> _Work to be completed_
Gather up the lines that contain "components".
-- Begin Supplied data --
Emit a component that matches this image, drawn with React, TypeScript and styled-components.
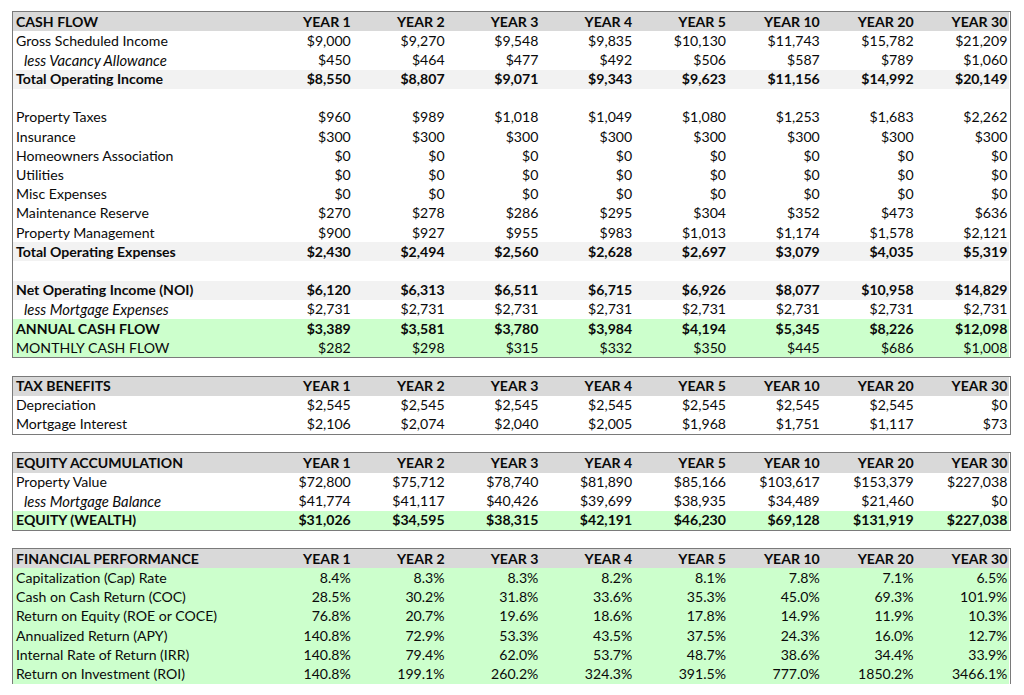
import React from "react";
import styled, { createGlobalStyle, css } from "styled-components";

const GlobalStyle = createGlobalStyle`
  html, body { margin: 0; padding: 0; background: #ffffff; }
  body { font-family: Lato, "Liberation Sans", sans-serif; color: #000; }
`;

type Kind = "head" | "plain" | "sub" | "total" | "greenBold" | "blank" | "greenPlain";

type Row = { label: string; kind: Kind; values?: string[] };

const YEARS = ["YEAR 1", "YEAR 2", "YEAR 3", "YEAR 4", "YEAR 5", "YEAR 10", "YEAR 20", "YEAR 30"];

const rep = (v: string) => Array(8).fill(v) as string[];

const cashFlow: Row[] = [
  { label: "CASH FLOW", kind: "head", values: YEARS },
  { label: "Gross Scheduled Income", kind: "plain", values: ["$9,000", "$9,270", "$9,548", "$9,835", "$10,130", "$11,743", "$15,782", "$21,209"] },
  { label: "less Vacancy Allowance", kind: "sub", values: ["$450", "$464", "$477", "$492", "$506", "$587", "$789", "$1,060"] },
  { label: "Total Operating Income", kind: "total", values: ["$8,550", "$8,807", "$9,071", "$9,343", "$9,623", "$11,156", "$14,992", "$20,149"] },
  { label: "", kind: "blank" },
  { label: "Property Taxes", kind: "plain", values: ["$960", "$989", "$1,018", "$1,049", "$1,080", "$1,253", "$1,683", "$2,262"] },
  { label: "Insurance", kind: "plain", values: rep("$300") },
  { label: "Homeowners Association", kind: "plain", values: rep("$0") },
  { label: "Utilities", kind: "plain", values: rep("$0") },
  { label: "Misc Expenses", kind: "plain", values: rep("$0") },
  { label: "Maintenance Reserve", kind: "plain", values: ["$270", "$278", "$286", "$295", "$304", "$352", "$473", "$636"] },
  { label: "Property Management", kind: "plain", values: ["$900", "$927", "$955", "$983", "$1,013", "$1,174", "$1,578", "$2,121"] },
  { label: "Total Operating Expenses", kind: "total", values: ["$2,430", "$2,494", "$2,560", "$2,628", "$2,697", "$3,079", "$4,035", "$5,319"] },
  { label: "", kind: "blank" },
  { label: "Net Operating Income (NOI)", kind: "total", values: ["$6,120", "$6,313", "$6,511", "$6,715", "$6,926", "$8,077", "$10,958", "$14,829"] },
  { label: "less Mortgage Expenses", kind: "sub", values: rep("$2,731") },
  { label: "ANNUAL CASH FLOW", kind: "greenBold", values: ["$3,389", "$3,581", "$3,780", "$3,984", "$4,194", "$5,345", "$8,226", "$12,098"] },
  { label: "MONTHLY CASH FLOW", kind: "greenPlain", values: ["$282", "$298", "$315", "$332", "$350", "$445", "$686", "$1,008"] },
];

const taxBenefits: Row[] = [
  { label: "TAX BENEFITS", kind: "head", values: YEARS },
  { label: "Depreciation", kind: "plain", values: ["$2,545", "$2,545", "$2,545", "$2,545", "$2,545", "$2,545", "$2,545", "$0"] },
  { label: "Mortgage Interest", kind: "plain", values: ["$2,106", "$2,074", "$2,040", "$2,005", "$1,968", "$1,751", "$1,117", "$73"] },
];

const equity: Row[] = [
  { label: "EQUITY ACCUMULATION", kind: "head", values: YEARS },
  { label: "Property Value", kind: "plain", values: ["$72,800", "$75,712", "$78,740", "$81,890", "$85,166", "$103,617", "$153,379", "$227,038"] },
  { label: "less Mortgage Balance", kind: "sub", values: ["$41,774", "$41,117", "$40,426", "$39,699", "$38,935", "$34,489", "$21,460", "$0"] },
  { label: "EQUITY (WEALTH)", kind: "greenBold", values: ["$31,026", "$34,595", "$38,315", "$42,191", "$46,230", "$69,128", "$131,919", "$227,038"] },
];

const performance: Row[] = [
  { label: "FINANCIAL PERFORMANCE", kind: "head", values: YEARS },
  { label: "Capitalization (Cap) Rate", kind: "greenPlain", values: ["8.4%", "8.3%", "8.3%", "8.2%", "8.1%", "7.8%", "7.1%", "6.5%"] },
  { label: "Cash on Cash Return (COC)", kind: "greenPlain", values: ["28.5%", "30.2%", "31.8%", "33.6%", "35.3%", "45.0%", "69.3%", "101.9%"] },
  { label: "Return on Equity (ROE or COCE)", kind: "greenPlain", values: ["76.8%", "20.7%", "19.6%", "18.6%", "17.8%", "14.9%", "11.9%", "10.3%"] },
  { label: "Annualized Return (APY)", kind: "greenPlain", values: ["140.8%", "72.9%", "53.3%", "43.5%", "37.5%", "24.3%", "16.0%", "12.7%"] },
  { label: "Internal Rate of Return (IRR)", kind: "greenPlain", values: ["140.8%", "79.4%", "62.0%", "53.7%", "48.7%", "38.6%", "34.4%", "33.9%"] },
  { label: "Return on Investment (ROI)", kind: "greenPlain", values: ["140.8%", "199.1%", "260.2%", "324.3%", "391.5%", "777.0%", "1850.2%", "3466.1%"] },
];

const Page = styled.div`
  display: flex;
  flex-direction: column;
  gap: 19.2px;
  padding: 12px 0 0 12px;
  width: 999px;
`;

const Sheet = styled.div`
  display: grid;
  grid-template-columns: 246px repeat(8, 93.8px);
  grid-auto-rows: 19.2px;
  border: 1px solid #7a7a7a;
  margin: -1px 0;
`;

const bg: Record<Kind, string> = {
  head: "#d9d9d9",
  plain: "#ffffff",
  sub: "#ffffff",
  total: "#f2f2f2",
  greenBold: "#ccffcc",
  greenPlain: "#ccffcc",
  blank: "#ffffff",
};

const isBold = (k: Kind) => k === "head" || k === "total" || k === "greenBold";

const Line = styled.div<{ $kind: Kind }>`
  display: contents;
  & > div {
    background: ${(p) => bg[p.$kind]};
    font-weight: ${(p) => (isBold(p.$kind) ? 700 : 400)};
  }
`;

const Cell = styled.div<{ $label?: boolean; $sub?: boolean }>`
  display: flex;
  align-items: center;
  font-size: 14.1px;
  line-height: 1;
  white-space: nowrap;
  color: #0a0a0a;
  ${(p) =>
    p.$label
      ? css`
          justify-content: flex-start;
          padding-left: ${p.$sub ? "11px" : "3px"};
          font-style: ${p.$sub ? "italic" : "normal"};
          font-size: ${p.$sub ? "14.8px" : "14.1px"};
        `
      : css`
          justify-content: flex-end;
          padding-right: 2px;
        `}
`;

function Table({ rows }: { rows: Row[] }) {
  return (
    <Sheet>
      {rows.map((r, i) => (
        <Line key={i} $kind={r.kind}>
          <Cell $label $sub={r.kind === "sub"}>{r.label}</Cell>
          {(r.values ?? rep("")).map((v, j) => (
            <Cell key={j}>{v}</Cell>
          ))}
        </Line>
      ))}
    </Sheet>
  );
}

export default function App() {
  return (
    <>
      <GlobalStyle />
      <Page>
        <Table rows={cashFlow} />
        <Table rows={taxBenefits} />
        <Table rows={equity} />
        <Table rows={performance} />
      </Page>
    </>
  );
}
-- End Supplied data --
> _Final result_
Emit a component that matches this image, drawn with React, TypeScript and styled-components.
import styled, { createGlobalStyle, css } from "styled-components";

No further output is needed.